◆ Data provided ◆

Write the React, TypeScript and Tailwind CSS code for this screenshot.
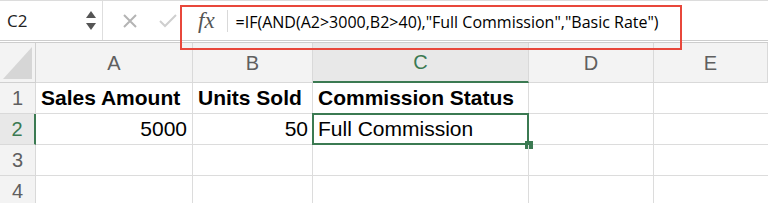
import { Fragment } from 'react';

const COLS = ['A', 'B', 'C', 'D', 'E'];

const ROWS: { a: string; b: string; c: string; bold?: boolean }[] = [
  { a: 'Sales Amount', b: 'Units Sold', c: 'Commission Status', bold: true },
  { a: '5000', b: '50', c: 'Full Commission' },
  { a: '', b: '', c: '' },
  { a: '', b: '', c: '' },
];

export default function App() {
  return (
    <div className="relative w-[768px] h-[203px] overflow-hidden bg-white font-['Liberation_Sans',Arial,sans-serif]">
      {/* formula bar */}
      <div className="flex h-[43px] items-center border-t border-[#dcdcdc] border-b-[3px] border-double border-b-[#cdcdcd]">
        <div className="flex w-[103px] h-full items-center border-r border-[#dedede]">
          <span className="pl-[7px] flex-1 text-[17px] text-[#222] font-['Open_Sans',sans-serif]">C2</span>
          <div className="flex flex-col items-center gap-[5px] pr-[6px] text-[#555]">
            <svg width="10" height="7" viewBox="0 0 10 7">
              <path d="M5 0 L10 7 L0 7 Z" fill="currentColor" />
            </svg>
            <svg width="10" height="7" viewBox="0 0 10 7">
              <path d="M0 0 L10 0 L5 7 Z" fill="currentColor" />
            </svg>
          </div>
        </div>
        <div className="flex items-center gap-[21px] pl-[19px] text-[#b4b4b4]">
          <svg width="16" height="16" viewBox="0 0 16 16">
            <path d="M2 2 L14 14 M14 2 L2 14" stroke="currentColor" strokeWidth="2" />
          </svg>
          <svg width="18" height="14" viewBox="0 0 18 14" className="text-[#cfcfcf]">
            <path d="M1 7 L6 12 L17 1" stroke="currentColor" strokeWidth="2" fill="none" />
          </svg>
        </div>
        <div className="flex items-center h-full pl-[21px]">
          <span className="italic text-[23px] text-[#555] font-['Liberation_Serif',serif] leading-none">fx</span>
          <div className="ml-[12px] w-px h-[22px] bg-[#d9d9d9]" />
          <span className="ml-[8px] pt-[3px] text-[16px] text-black font-['Open_Sans',sans-serif] whitespace-nowrap">
            =IF(AND(A2&gt;3000,B2&gt;40),"Full Commission","Basic Rate")
          </span>
        </div>
      </div>

      {/* grid */}
      <div className="grid grid-cols-[36px_157px_120px_216px_125px_1fr] grid-rows-[40px_31px_31px_31px_31px]">
        <div className="relative bg-[#f3f3f3] border-r border-b border-[#d0d0d0]">
          <svg className="absolute right-[3px] bottom-[3px]" width="29" height="32" viewBox="0 0 29 32">
            <path d="M29 0 L29 32 L0 32 Z" fill="#d6d6d6" />
          </svg>
        </div>
        {COLS.map((c) => (
          <div
            key={c}
            className={
              c === 'C'
                ? 'flex items-center justify-center bg-[#e8e8e8] border-r border-[#d9d9d9] border-b-2 border-b-[#3b7a52] text-[20px] text-[#3b7a52]'
                : 'flex items-center justify-center bg-[#f3f3f3] border-r border-b border-[#d9d9d9] text-[20px] text-[#5f5f5f]'
            }
          >
            {c}
          </div>
        ))}

        {ROWS.map((r, i) => (
          <Fragment key={i}>
            <div
              className={
                i === 1
                  ? 'flex items-center justify-center bg-[#e8e8e8] border-r-2 border-r-[#3b7a52] border-b border-b-[#d9d9d9] text-[20px] text-[#3b7a52]'
                  : 'flex items-center justify-center bg-[#f3f3f3] border-r border-b border-[#d9d9d9] text-[20px] text-[#5f5f5f]'
              }
            >
              {i + 1}
            </div>
            <div
              className={`flex items-center border-r border-b border-[#dcdcdc] text-[21px] text-black whitespace-nowrap ${
                r.bold ? 'font-bold pl-[5px]' : 'justify-end pr-[5px]'
              }`}
            >
              {r.a}
            </div>
            <div
              className={`flex items-center border-r border-b border-[#dcdcdc] text-[21px] text-black whitespace-nowrap ${
                r.bold ? 'font-bold pl-[5px]' : 'justify-end pr-[4px]'
              }`}
            >
              {r.b}
            </div>
            <div
              className={`relative flex items-center pl-[5px] border-r border-b border-[#dcdcdc] text-[21px] text-black whitespace-nowrap ${
                r.bold ? 'font-bold' : ''
              }`}
            >
              {r.c}
              {i === 1 && (
                <>
                  <div className="absolute left-[-1px] top-[-1px] right-[-1px] bottom-[-1px] border-2 border-[#3b7a52]" />
                  <div className="absolute right-[-5px] bottom-[-5px] w-[8px] h-[8px] bg-[#3b7a52]" />
                </>
              )}
            </div>
            <div className="border-r border-b border-[#dcdcdc]" />
            <div className="border-b border-[#dcdcdc]" />
          </Fragment>
        ))}
      </div>

      {/* highlight around the formula */}
      <div className="absolute left-[180px] top-[5px] w-[502px] h-[45px] border-2 border-[#e8473b] pointer-events-none" />
    </div>
  );
}
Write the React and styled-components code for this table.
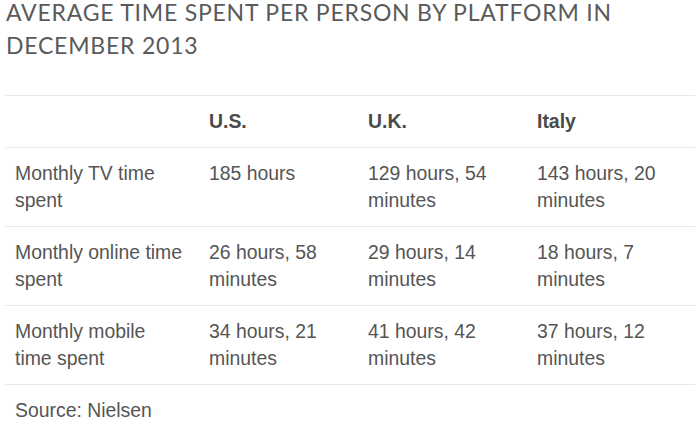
import React from 'react';
import styled, { createGlobalStyle } from 'styled-components';

const GlobalStyle = createGlobalStyle`
  html, body {
    margin: 0;
    padding: 0;
    background: #ffffff;
  }
`;

const Page = styled.div`
  width: 700px;
  height: 438px;
  overflow: hidden;
  padding: 0 5px;
  box-sizing: border-box;
  font-family: 'Liberation Sans', Arial, sans-serif;
  color: #555555;
`;

const Title = styled.h2`
  margin: -4px 0 0 1px;
  font-family: Lato, 'Open Sans', sans-serif;
  font-weight: 400;
  font-size: 23px;
  letter-spacing: 0.78px;
  line-height: 33px;
  color: #5a5a5a;
  text-transform: uppercase;
`;

const Table = styled.div`
  margin-top: 33px;
  border-top: 1px solid #e8e8e8;
`;

const Row = styled.div`
  display: grid;
  grid-template-columns: 194px 159px 169px 1fr;
  border-bottom: 1px solid ${p => (p.$last ? 'transparent' : '#e8e8e8')};
  padding: 12px 0;
`;

const Cell = styled.div`
  padding: 0 10px;
  font-size: 19.4px;
  line-height: 27px;
  font-weight: ${p => (p.$head ? 700 : 400)};
  color: ${p => (p.$head ? '#4a4a4a' : '#555555')};

  &:first-child {
    padding-right: 16px;
  }
`;

const rows = [
  ['Monthly TV time spent', '185 hours', '129 hours, 54 minutes', '143 hours, 20 minutes'],
  ['Monthly online time spent', '26 hours, 58 minutes', '29 hours, 14 minutes', '18 hours, 7 minutes'],
  ['Monthly mobile time spent', '34 hours, 21 minutes', '41 hours, 42 minutes', '37 hours, 12 minutes'],
];

export default function App() {
  return (
    <Page>
      <GlobalStyle />
      <Title>Average time spent per person by platform in December 2013</Title>
      <Table>
        <Row>
          <Cell $head />
          <Cell $head>U.S.</Cell>
          <Cell $head>U.K.</Cell>
          <Cell $head>Italy</Cell>
        </Row>
        {rows.map(r => (
          <Row key={r[0]}>
            {r.map((c, i) => (
              <Cell key={i}>{c}</Cell>
            ))}
          </Row>
        ))}
        <Row $last>
          <Cell>Source: Nielsen</Cell>
        </Row>
      </Table>
    </Page>
  );
}
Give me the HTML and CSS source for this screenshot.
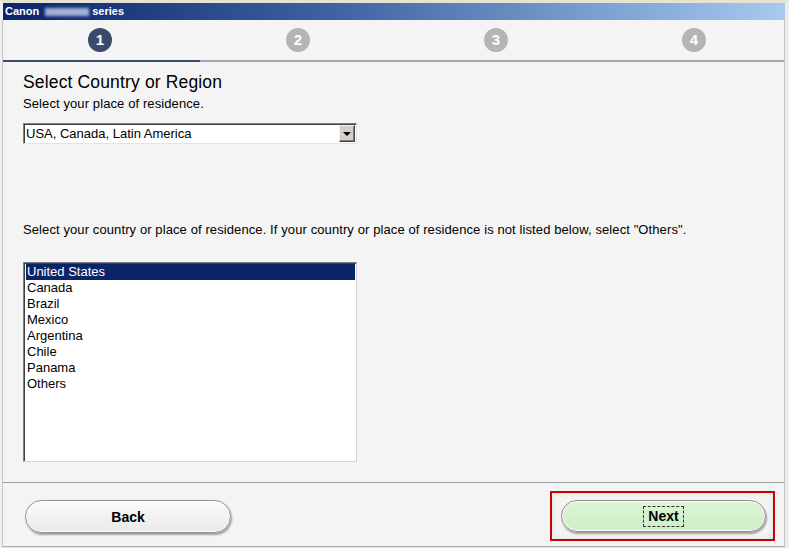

◆ What is needed ◆
Extract the lines beginning with the one that contains "Write the React and" and ending with the last line of the listing. Keep them exact and drop the pictures.

◆ Task answer ◆
Write the React and styled-components code for this table.
import React from 'react';
import styled, { createGlobalStyle } from 'styled-components';

const GlobalStyle = createGlobalStyle`
  html, body {
    margin: 0;
    padding: 0;
    background: #ffffff;
  }
`;

const Page = styled.div`
  width: 700px;
  height: 438px;
  overflow: hidden;
  padding: 0 5px;
  box-sizing: border-box;
  font-family: 'Liberation Sans', Arial, sans-serif;
  color: #555555;
`;

const Title = styled.h2`
  margin: -4px 0 0 1px;
  font-family: Lato, 'Open Sans', sans-serif;
  font-weight: 400;
  font-size: 23px;
  letter-spacing: 0.78px;
  line-height: 33px;
  color: #5a5a5a;
  text-transform: uppercase;
`;

const Table = styled.div`
  margin-top: 33px;
  border-top: 1px solid #e8e8e8;
`;

const Row = styled.div`
  display: grid;
  grid-template-columns: 194px 159px 169px 1fr;
  border-bottom: 1px solid ${p => (p.$last ? 'transparent' : '#e8e8e8')};
  padding: 12px 0;
`;

const Cell = styled.div`
  padding: 0 10px;
  font-size: 19.4px;
  line-height: 27px;
  font-weight: ${p => (p.$head ? 700 : 400)};
  color: ${p => (p.$head ? '#4a4a4a' : '#555555')};

  &:first-child {
    padding-right: 16px;
  }
`;

const rows = [
  ['Monthly TV time spent', '185 hours', '129 hours, 54 minutes', '143 hours, 20 minutes'],
  ['Monthly online time spent', '26 hours, 58 minutes', '29 hours, 14 minutes', '18 hours, 7 minutes'],
  ['Monthly mobile time spent', '34 hours, 21 minutes', '41 hours, 42 minutes', '37 hours, 12 minutes'],
];

export default function App() {
  return (
    <Page>
      <GlobalStyle />
      <Title>Average time spent per person by platform in December 2013</Title>
      <Table>
        <Row>
          <Cell $head />
          <Cell $head>U.S.</Cell>
          <Cell $head>U.K.</Cell>
          <Cell $head>Italy</Cell>
        </Row>
        {rows.map(r => (
          <Row key={r[0]}>
            {r.map((c, i) => (
              <Cell key={i}>{c}</Cell>
            ))}
          </Row>
        ))}
        <Row $last>
          <Cell>Source: Nielsen</Cell>
        </Row>
      </Table>
    </Page>
  );
}
Give me the HTML and CSS source for this screenshot.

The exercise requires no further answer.